Key Responsibilities and Required Skills for Cloud Technical Lead
💰 $140,000 - $210,000
EngineeringCloudLeadershipDevOpsPlatform
🎯 Role Definition
The Cloud Technical Lead is a hands-on engineering leader who designs, builds, and operates cloud-native platforms and services. This role blends cloud architecture, platform engineering, DevOps best practices, and cross-functional leadership to deliver secure, reliable, and cost-effective infrastructure on public cloud providers (AWS, Azure, GCP). The Cloud Technical Lead drives cloud-native strategy, mentors engineers, owns key architectural decisions, and partners with product and security teams to enable rapid, resilient delivery of software.
📈 Career Progression
Typical Career Path
Entry Point From:
- Senior Cloud Engineer or Senior DevOps Engineer
- Cloud Solutions Architect or Platform Engineer
- Lead Software Engineer with cloud and infrastructure ownership
Advancement To:
- Principal Cloud Architect / Chief Cloud Architect
- Director / Head of Cloud or Platform Engineering
- VP of Engineering or CTO for cloud-first organizations
Lateral Moves:
- Site Reliability Engineering (SRE) Lead
- Cloud Security Lead / Cloud Compliance Lead
- Technical Program Manager for Cloud Platforms
Core Responsibilities
Primary Functions
- Lead the end-to-end design and delivery of multi-account, multi-region cloud architectures (AWS/Azure/GCP) that are highly available, fault tolerant, and aligned to business SLAs, including networking, IAM, encryption, and hybrid connectivity.

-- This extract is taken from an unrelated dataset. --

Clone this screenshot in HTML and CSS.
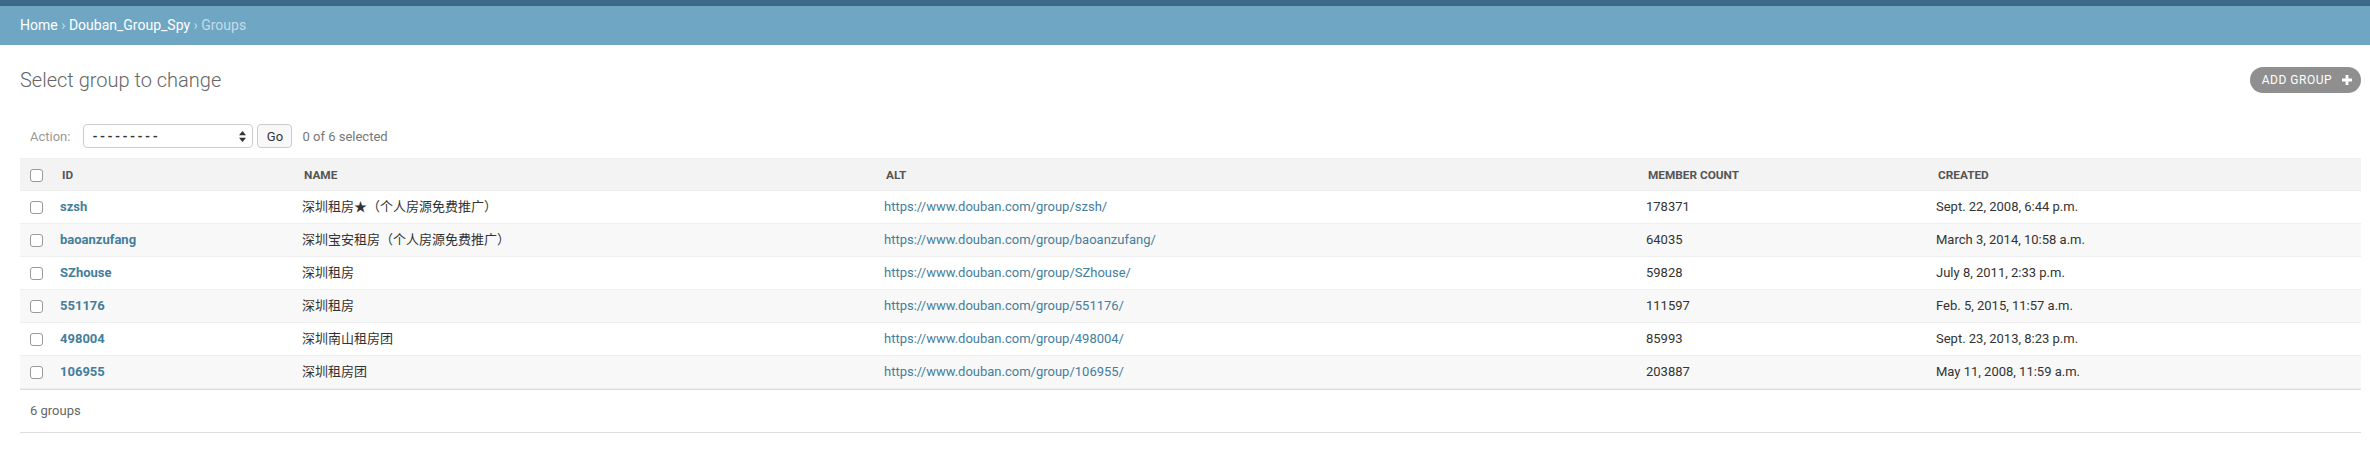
FILE: index.html
```html
<!DOCTYPE html>
<html lang="en">
<head>
<meta charset="utf-8">
<title>Select group to change</title>
<link rel="stylesheet" href="styles.css">
</head>
<body>
<div class="header"></div>
<div class="breadcrumbs">
  <a href="#">Home</a> <span class="sep">›</span> <a href="#">Douban_Group_Spy</a> <span class="sep">›</span> Groups
</div>
<div class="content">
  <div class="title-row">
    <h1>Select group to change</h1>
    <a class="addlink" href="#">ADD GROUP
      <svg class="plus" width="10" height="10" viewBox="0 0 10 10"><path d="M3.6 0h2.8v3.6H10v2.8H6.4V10H3.6V6.4H0V3.6h3.6z" fill="#fff"/></svg>
    </a>
  </div>
  <div class="actions">
    <label class="action-label">Action:</label>
    <span class="select">
      <span class="select-text">---------</span>
      <svg class="select-arrows" width="7" height="11" viewBox="0 0 7 11"><path d="M3.5 0L7 4.3H0z M3.5 11L0 6.7H7z" fill="#333"/></svg>
    </span>
    <button class="go" type="button">Go</button>
    <span class="counter">0 of 6 selected</span>
  </div>
  <table class="result-list">
    <colgroup>
      <col class="c-cb"><col class="c-id"><col class="c-name"><col class="c-alt"><col class="c-mc"><col class="c-created">
    </colgroup>
    <thead>
      <tr>
        <th class="cb"><input type="checkbox" class="check"></th>
        <th>ID</th>
        <th>NAME</th>
        <th>ALT</th>
        <th>MEMBER COUNT</th>
        <th>CREATED</th>
      </tr>
    </thead>
    <tbody>
      <tr>
        <td class="cb"><input type="checkbox" class="check"></td>
        <td class="id"><a href="#">szsh</a></td>
        <td>深圳租房★（个人房源免费推广）</td>
        <td><a href="#">https://www.douban.com/group/szsh/</a></td>
        <td>178371</td>
        <td>Sept. 22, 2008, 6:44 p.m.</td>
      </tr>
      <tr class="alt-row">
        <td class="cb"><input type="checkbox" class="check"></td>
        <td class="id"><a href="#">baoanzufang</a></td>
        <td>深圳宝安租房（个人房源免费推广）</td>
        <td><a href="#">https://www.douban.com/group/baoanzufang/</a></td>
        <td>64035</td>
        <td>March 3, 2014, 10:58 a.m.</td>
      </tr>
      <tr>
        <td class="cb"><input type="checkbox" class="check"></td>
        <td class="id"><a href="#">SZhouse</a></td>
        <td>深圳租房</td>
        <td><a href="#">https://www.douban.com/group/SZhouse/</a></td>
        <td>59828</td>
        <td>July 8, 2011, 2:33 p.m.</td>
      </tr>
      <tr class="alt-row">
        <td class="cb"><input type="checkbox" class="check"></td>
        <td class="id"><a href="#">551176</a></td>
        <td>深圳租房</td>
        <td><a href="#">https://www.douban.com/group/551176/</a></td>
        <td>111597</td>
        <td>Feb. 5, 2015, 11:57 a.m.</td>
      </tr>
      <tr>
        <td class="cb"><input type="checkbox" class="check"></td>
        <td class="id"><a href="#">498004</a></td>
        <td>深圳南山租房团</td>
        <td><a href="#">https://www.douban.com/group/498004/</a></td>
        <td>85993</td>
        <td>Sept. 23, 2013, 8:23 p.m.</td>
      </tr>
      <tr class="alt-row">
        <td class="cb"><input type="checkbox" class="check"></td>
        <td class="id"><a href="#">106955</a></td>
        <td>深圳租房团</td>
        <td><a href="#">https://www.douban.com/group/106955/</a></td>
        <td>203887</td>
        <td>May 11, 2008, 11:59 a.m.</td>
      </tr>
    </tbody>
  </table>
  <p class="paginator">6 groups</p>
</div>
</body>
</html>
```
FILE: styles.css
```css
* { box-sizing: border-box; }
html, body { margin: 0; padding: 0; background: #fff; }
body {
  font-family: Roboto, "Noto Sans CJK SC", sans-serif;
  font-size: 14px;
  color: #333;
}
a { text-decoration: none; color: #447e9b; }

.header { height: 6px; background: #3d6a85; }

.breadcrumbs {
  background: #6fa6c4;
  padding: 10px 20px;
  line-height: 19px;
  font-size: 14px;
  color: #c4dce8;
}
.breadcrumbs a { color: #fff; }
.breadcrumbs .sep { color: #c4dce8; }

.content { padding: 22px 9px 0 20px; }

.title-row {
  display: flex;
  align-items: center;
  justify-content: space-between;
}
h1 {
  margin: 0;
  font-size: 20px;
  line-height: 24px;
  font-weight: 300;
  color: #666;
}
.addlink {
  display: flex;
  align-items: center;
  height: 26px;
  padding: 0 9px 0 12px;
  border-radius: 13px;
  background: #8f8f8f;
  color: #fff;
  font-size: 12px;
  letter-spacing: 0.5px;
}
.addlink .plus { margin-left: 10px; }

.actions {
  margin-top: 21px;
  padding: 10px;
  display: flex;
  align-items: center;
  height: 44px;
  font-size: 13px;
}
.action-label { color: #999; }
.select {
  position: relative;
  display: flex;
  align-items: center;
  margin-left: 13px;
  width: 170px;
  height: 24px;
  border: 1px solid #ccc;
  border-radius: 4px;
  padding-left: 8px;
  background: #fff;
  color: #333;
  font-size: 13px;
  font-weight: 700;
}
.select-text { letter-spacing: 2.4px; }
.select-arrows { position: absolute; right: 6px; top: 6px; }
.go {
  margin-left: 4px;
  width: 35px;
  height: 24px;
  border: 1px solid #ccc;
  border-radius: 4px;
  background: #f8f8f8;
  font-family: Roboto, sans-serif;
  font-size: 13px;
  color: #333;
  padding: 0;
}
.counter { margin-left: 10px; color: #777; }

.result-list {
  width: 100%;
  border-collapse: collapse;
  table-layout: fixed;
  font-size: 13px;
  border-bottom: 1px solid #e4e4e4;
}
.c-cb { width: 30px; }
.c-id { width: 242px; }
.c-name { width: 582px; }
.c-alt { width: 762px; }
.c-mc { width: 290px; }
.c-created { width: 435px; }

.result-list th, .result-list td {
  text-align: left;
  padding: 8px 10px;
  line-height: 16px;
  border-bottom: 1px solid #eee;
  vertical-align: middle;
  white-space: nowrap;
}
.result-list thead th {
  background: #f3f3f3;
  border-top: 1px solid #eee;
  color: #555;
  font-size: 11.8px;
  font-weight: 700;
  padding: 8px 10px 7px 12px;
}
.result-list .cb { padding-left: 10px; padding-right: 0; }
.result-list thead th.cb { padding-left: 10px; }
.result-list td.id a { font-weight: 700; }
.alt-row td { background: #f8f8f8; }

.check {
  -webkit-appearance: none;
  appearance: none;
  display: block;
  margin: 0;
  width: 13px;
  height: 13px;
  border: 1px solid #999;
  border-radius: 3px;
  background: #fff;
}

.paginator {
  margin: 0;
  padding: 10px 10px;
  line-height: 22px;
  font-size: 13px;
  color: #666;
  border-top: 1px solid #ddd;
  border-bottom: 1px solid #ddd;
}
```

- Architect and implement Infrastructure as Code (IaC) frameworks using Terraform, CloudFormation, Pulumi, or similar tools to enable repeatable, auditable and automated provisioning of cloud resources.

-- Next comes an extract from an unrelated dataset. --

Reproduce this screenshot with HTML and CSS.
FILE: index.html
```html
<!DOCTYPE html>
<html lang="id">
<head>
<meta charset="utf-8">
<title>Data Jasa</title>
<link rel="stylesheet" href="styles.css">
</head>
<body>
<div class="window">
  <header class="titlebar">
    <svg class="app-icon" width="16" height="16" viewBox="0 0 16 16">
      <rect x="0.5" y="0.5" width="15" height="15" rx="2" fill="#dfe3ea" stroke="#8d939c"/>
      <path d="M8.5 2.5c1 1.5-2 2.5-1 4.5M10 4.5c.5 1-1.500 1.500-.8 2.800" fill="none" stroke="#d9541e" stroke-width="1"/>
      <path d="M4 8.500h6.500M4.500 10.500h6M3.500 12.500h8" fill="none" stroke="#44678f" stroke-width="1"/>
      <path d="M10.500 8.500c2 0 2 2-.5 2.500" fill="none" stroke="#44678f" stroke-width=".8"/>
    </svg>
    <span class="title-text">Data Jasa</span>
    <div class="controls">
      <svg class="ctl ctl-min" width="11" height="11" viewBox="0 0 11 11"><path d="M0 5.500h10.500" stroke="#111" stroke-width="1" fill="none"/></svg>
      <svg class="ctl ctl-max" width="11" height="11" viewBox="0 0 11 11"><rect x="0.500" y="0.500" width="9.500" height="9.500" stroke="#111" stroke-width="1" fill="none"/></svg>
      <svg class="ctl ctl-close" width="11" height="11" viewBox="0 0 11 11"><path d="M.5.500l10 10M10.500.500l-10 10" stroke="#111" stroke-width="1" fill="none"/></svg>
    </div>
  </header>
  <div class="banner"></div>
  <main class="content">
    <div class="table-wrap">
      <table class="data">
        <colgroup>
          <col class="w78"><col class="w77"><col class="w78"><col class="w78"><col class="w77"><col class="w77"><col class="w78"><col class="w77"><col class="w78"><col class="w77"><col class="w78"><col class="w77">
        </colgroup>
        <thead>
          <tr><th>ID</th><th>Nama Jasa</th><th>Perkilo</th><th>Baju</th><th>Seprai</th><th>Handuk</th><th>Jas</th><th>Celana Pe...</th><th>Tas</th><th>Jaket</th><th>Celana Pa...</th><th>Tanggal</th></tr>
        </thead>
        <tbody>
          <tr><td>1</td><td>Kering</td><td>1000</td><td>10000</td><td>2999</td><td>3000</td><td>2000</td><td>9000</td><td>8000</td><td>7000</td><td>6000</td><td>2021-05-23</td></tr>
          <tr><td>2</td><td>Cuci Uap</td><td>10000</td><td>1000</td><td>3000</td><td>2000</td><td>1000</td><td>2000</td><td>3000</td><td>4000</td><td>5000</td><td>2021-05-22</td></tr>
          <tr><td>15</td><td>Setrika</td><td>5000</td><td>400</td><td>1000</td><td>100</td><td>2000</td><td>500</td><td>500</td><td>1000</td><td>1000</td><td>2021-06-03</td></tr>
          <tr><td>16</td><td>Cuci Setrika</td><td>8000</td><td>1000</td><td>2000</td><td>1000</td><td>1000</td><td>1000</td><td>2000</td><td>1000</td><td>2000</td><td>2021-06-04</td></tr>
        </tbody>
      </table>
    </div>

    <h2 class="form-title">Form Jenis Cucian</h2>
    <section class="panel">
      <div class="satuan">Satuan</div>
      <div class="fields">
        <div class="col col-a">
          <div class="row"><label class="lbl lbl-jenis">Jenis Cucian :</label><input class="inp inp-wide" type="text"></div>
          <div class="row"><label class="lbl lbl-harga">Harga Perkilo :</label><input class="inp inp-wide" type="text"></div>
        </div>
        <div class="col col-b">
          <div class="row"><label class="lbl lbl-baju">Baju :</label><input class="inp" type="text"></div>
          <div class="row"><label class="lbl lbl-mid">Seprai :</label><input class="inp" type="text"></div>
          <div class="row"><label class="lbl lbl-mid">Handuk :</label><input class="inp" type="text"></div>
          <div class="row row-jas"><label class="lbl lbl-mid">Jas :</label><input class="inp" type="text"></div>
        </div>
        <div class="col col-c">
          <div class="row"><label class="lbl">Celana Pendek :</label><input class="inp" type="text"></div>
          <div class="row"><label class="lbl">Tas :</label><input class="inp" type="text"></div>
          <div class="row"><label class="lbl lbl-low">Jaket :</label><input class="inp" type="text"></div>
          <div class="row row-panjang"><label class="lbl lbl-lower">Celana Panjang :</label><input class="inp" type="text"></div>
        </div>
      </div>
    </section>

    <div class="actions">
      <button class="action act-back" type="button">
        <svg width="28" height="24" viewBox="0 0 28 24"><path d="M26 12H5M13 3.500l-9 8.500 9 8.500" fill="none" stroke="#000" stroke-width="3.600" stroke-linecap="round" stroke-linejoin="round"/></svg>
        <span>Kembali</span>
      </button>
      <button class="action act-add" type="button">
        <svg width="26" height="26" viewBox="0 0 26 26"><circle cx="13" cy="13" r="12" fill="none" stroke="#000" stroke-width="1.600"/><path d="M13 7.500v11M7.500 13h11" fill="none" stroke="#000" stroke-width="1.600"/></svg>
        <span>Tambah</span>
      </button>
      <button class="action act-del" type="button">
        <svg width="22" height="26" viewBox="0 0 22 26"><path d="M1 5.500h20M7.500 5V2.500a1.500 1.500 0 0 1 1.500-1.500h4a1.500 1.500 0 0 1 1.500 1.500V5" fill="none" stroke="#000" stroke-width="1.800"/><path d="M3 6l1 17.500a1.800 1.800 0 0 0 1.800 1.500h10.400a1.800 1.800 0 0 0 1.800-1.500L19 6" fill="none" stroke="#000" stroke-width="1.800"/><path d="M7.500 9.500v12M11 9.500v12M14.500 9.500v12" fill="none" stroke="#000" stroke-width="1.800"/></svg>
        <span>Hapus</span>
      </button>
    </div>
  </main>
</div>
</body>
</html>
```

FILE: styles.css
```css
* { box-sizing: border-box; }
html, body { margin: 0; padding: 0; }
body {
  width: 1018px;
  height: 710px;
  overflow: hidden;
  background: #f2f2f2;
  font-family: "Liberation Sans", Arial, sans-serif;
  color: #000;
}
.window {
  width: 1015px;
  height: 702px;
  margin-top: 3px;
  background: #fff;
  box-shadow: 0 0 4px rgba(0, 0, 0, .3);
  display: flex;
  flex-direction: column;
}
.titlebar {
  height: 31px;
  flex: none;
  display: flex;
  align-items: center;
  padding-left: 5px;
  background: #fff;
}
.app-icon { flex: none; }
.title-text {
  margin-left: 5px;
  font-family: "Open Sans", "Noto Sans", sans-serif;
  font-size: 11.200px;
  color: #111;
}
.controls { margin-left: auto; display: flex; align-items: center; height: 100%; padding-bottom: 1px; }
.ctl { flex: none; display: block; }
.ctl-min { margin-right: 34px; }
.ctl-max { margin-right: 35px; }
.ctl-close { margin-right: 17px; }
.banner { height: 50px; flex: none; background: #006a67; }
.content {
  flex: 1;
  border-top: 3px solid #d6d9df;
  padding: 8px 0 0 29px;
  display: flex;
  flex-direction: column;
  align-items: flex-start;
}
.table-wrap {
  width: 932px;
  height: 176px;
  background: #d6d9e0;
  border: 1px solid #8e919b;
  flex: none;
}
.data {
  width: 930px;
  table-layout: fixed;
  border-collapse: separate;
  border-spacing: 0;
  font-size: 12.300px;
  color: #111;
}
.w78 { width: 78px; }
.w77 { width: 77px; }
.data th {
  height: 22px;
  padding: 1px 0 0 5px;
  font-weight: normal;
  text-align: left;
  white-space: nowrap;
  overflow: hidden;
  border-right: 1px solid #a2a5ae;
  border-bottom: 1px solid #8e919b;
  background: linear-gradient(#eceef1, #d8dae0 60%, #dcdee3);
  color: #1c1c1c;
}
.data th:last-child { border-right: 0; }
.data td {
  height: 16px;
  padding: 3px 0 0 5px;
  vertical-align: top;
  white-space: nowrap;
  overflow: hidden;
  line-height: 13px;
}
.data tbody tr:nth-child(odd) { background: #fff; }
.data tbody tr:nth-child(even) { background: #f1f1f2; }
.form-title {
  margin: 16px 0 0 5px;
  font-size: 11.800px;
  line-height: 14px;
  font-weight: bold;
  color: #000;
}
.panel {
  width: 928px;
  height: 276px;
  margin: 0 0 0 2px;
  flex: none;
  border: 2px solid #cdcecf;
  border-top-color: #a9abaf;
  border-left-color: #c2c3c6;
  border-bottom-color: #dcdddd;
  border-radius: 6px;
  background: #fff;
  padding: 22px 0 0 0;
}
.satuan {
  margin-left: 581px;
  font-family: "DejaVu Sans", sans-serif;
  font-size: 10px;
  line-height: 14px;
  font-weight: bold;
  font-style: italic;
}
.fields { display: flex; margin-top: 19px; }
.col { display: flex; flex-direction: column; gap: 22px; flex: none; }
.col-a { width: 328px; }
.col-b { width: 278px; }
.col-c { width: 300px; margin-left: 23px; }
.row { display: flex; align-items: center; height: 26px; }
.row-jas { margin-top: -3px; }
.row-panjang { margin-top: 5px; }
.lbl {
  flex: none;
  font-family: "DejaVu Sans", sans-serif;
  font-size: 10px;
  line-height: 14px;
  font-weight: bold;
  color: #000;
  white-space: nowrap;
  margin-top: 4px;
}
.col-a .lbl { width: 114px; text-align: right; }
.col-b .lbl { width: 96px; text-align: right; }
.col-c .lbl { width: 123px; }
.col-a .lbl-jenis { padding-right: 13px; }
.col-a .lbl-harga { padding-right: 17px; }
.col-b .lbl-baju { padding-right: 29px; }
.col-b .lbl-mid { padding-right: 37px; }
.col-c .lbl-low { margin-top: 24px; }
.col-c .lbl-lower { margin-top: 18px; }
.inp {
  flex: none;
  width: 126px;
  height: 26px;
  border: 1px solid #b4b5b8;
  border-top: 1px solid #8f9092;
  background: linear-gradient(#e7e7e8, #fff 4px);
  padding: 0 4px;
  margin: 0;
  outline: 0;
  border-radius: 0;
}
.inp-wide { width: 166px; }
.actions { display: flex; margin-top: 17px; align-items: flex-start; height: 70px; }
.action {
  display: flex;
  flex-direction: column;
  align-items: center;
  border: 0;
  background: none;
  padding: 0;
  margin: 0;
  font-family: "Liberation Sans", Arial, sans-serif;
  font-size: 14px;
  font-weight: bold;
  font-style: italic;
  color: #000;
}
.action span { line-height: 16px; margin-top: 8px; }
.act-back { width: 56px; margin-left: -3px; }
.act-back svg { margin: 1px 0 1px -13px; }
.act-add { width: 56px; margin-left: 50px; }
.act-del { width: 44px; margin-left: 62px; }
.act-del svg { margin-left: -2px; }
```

- Define and enforce cloud governance, landing zone patterns, guardrails, tagging strategies, and policies that ensure security, compliance, and cost control across all cloud environments.

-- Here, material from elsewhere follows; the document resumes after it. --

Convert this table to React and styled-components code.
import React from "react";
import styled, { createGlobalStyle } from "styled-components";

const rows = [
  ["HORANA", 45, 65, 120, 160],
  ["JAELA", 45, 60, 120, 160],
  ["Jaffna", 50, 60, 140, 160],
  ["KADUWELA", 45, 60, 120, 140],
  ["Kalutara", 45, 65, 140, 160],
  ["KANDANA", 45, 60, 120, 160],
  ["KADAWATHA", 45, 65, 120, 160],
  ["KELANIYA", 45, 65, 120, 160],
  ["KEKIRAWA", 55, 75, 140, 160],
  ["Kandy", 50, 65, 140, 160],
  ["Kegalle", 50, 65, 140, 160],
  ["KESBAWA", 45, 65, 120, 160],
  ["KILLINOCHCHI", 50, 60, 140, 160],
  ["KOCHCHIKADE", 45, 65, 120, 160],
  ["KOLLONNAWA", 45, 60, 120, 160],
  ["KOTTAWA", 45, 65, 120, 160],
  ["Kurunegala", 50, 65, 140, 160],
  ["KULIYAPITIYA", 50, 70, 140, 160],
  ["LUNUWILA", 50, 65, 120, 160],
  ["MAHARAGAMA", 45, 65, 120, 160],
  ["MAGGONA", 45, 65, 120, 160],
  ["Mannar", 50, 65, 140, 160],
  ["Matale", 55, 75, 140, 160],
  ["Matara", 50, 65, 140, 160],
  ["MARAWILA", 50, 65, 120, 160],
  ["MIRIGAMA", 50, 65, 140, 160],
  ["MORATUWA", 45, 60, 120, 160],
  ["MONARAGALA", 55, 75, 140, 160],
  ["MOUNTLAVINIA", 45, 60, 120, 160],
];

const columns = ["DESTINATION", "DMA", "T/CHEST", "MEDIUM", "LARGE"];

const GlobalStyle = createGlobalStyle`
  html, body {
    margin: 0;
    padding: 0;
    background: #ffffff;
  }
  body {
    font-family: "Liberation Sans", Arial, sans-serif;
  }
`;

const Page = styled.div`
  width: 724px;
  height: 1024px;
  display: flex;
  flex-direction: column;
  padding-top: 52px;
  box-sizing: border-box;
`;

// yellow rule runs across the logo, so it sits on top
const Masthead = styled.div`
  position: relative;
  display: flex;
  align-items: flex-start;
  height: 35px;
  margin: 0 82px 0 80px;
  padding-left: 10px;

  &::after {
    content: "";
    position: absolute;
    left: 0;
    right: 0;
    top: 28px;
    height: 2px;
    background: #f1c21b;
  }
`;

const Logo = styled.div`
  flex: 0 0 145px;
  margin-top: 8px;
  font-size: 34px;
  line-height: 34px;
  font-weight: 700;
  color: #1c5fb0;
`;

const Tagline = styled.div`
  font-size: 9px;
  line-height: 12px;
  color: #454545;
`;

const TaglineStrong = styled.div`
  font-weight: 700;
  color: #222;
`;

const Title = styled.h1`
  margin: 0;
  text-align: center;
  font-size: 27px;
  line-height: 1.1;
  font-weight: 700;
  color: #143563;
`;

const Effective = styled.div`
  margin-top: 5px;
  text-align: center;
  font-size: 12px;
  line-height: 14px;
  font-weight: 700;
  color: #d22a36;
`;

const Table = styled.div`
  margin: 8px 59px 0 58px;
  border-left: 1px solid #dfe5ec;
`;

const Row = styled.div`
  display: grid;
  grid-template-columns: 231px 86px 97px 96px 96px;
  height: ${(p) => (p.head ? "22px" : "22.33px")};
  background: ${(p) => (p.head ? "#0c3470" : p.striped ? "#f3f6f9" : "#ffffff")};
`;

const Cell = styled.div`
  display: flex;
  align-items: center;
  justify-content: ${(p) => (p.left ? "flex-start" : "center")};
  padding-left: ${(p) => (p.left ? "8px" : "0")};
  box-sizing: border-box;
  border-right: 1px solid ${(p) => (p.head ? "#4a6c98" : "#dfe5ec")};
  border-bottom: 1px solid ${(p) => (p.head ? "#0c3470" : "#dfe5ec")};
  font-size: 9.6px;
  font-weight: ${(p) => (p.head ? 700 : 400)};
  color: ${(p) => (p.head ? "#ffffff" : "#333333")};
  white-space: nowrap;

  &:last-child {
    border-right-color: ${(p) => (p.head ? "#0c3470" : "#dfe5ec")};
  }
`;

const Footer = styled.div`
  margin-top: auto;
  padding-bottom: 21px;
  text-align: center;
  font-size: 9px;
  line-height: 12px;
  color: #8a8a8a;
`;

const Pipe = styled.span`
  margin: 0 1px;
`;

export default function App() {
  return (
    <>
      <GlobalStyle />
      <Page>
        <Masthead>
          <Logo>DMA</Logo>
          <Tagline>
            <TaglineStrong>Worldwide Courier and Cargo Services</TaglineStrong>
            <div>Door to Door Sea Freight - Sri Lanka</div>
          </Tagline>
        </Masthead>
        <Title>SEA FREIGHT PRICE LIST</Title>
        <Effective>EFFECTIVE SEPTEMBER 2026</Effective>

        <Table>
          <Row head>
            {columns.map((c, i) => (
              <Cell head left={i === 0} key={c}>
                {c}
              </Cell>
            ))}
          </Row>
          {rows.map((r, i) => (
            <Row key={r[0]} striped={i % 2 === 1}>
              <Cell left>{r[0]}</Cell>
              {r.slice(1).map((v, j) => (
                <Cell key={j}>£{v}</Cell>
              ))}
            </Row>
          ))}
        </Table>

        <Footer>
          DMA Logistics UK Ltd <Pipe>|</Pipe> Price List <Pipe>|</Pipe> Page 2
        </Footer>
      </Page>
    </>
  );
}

- Lead large-scale cloud migration projects (lift-and-shift, re-platform, re-architect) from on-premises to public cloud or between cloud providers, planning cutover strategies, rollback procedures and minimizing downtime.
- Design and implement resilient, automated CI/CD pipelines using Jenkins, GitHub Actions, GitLab CI, ArgoCD, or Spinnaker to support microservices delivery and infrastructure deployments with zero-downtime releases.
- Lead containerization strategy and manage Kubernetes platforms (EKS, AKS, GKE, or self-managed K8s), including cluster architecture, autoscaling, multi-tenant isolation, service meshes (Istio/Linkerd), and Helm chart governance.
- Own platform reliability engineering practices: SLIs/SLOs, error budgets, runbooks, on-call rotations, and blameless postmortems to drive measurable uptime and incident response improvements.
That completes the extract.